To prevent a thrombosis, keep yourself hydrated by drinking water while minimizing alcohol, sugary and caffeinated beverages. Move as often as possible, stretch and periodically exercise your feet and ankles while seated.

Consult your doctor if you have underlying illness such as recent surgery, cancer, blood clotting disorder, cardiac insufficiency or deep vein thrombosis (DVT). Wearing compression stockings or taking a preventive anticoagulant medication may be necessary.

Communicable disease

A communicable disease is an infectious disease transmissible by direct contact with an affected individual or the individual's discharges or by indirect means. A person with a disability, who has a communicable disease or infection, will be accepted for transportation unless the individual's condition poses a direct threat to the health or safety of others.

A direct threat means a significant risk to the health or safety of others that cannot be eliminated by a modification of policies, practices, or procedures, or by the provision of auxiliary aids or services.

However, a person with a contagious disease may be accepted for transportation if he/she presents a medical certificate stating that the disease or infection will not be transmitted during the normal course of the flight.

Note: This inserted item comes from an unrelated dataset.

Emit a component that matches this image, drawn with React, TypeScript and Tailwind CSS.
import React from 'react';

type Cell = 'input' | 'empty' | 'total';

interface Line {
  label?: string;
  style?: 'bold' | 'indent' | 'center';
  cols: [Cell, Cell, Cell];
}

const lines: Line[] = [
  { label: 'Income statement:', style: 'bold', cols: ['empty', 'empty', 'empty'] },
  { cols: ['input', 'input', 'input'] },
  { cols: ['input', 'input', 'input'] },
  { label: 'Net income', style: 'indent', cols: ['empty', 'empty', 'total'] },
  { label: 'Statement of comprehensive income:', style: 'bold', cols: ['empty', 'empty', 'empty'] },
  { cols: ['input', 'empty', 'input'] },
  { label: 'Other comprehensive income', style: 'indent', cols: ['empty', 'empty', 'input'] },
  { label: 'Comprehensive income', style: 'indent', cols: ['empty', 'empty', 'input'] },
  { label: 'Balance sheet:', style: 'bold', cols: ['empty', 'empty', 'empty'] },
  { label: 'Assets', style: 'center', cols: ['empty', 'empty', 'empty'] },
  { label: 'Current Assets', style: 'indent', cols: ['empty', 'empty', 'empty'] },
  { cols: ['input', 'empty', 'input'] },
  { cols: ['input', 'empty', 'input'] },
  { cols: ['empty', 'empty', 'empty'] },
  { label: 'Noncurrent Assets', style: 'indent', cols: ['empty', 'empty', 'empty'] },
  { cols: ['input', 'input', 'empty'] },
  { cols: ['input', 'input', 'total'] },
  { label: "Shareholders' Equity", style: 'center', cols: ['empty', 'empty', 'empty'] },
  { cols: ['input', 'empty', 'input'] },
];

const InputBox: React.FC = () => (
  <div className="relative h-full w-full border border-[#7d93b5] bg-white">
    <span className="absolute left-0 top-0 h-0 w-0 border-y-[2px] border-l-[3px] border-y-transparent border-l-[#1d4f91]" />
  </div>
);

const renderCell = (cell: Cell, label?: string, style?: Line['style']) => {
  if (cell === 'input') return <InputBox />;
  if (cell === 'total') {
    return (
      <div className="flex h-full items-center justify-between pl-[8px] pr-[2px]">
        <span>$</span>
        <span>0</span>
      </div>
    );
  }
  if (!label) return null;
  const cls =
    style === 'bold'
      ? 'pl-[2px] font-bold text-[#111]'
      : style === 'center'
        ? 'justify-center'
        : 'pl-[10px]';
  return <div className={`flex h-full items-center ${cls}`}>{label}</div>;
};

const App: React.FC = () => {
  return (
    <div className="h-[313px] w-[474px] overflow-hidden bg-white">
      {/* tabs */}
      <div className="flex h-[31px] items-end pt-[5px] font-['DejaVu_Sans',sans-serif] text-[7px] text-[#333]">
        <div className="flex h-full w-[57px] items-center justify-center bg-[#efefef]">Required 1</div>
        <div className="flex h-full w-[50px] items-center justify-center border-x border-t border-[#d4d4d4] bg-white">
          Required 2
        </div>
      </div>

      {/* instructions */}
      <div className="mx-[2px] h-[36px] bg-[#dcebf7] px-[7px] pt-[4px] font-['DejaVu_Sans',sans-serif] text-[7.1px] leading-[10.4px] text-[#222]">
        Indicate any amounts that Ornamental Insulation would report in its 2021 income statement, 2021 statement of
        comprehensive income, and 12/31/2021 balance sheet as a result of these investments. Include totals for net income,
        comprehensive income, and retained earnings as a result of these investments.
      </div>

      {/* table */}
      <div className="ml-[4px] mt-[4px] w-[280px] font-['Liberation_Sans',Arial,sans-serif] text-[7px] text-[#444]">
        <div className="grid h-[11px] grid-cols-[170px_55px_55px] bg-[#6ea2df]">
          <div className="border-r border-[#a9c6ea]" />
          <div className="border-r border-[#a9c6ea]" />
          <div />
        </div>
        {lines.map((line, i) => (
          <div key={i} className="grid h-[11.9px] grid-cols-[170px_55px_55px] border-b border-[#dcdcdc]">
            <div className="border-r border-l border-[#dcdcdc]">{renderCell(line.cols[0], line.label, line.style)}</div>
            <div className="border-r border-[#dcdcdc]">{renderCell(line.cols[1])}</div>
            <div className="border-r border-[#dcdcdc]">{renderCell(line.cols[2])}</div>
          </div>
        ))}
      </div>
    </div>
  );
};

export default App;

The medical certificate must include any conditions or precautions that would have to be observed to prevent the disease or infection from being transmitted. If it is not possible to ensure that the guidelines outlined in the medical certificate can be met, the passenger may not be accepted for transportation. If such action occurs, the passenger may postpone his travel up to 90 days at the same fare or be given a refund for any unused flights.
We will always make an individual assessment, based on reasonable judgment that relies on current medical knowledge or on the best available objective evidence.

The full Fitness to Fly Guidelines will help you to understand the minimum time you must allow before you can travel and also whether you need to tell us about your condition.


Passengers suffering from asthma do require medical clearance to fly. They are just advised to take their medication with them in the hand luggage.

If oxygen is required, medical clearance is required through MEDIF together with doctor's statement allowing the passenger to fly.


For safety reasons, passengers with full-length casts above the knees are required to travel on a stretcher. Otherwise, we can ask you to purchase an extra seat or seats or alternatively to fly business class if you need extra legroom.

Since air might be trapped under the cast, it is advisable for casts applied within 24-48 hours to be bivalve to avoid harmful swelling, particularly on long flights. These passengers are required to provide a medical certificate.


Passengers not capable of adopting a sitting position during take-off and landing, can only travel on a stretcher. Stretcher passengers must be accompanied by at least one medical attendent who shall care for the passenger's personal needs throughout the flight.

Non-medical escorts are allowed to accompany passengers on a stretcher unless there is a need for a qualified nurse or doctor. This must be stated in your medical certificate.

Stretcher passengers are accepted on board only for travel in Economy Class for which nine seat positions are provided.

When travelling on a stretcher the MEDIF is required. This service must be requested at least 72 hours prior to departure.

Passengers with pacemakers

Before you start your journey, you should contact your doctor about the security procedure and about any other possible risks. Passengers having a pacemaker must present a medical certificate (in English) to this effect at at the security check.

Diving and flying

Diving, particularly deep diving with scuba devices, has become a very popular sport today. Thus, the relationship between flying and diving must be appreciated as it exposes the individual to higher pressures. The effects of altitude change and the consequent decompression are greater if one flies shortly after engaging in diving activities. Passengers who have been diving should wait for at least 24 hours before flying.

In preparation for a diving vacation, it is recommended to leave the last day dive-free.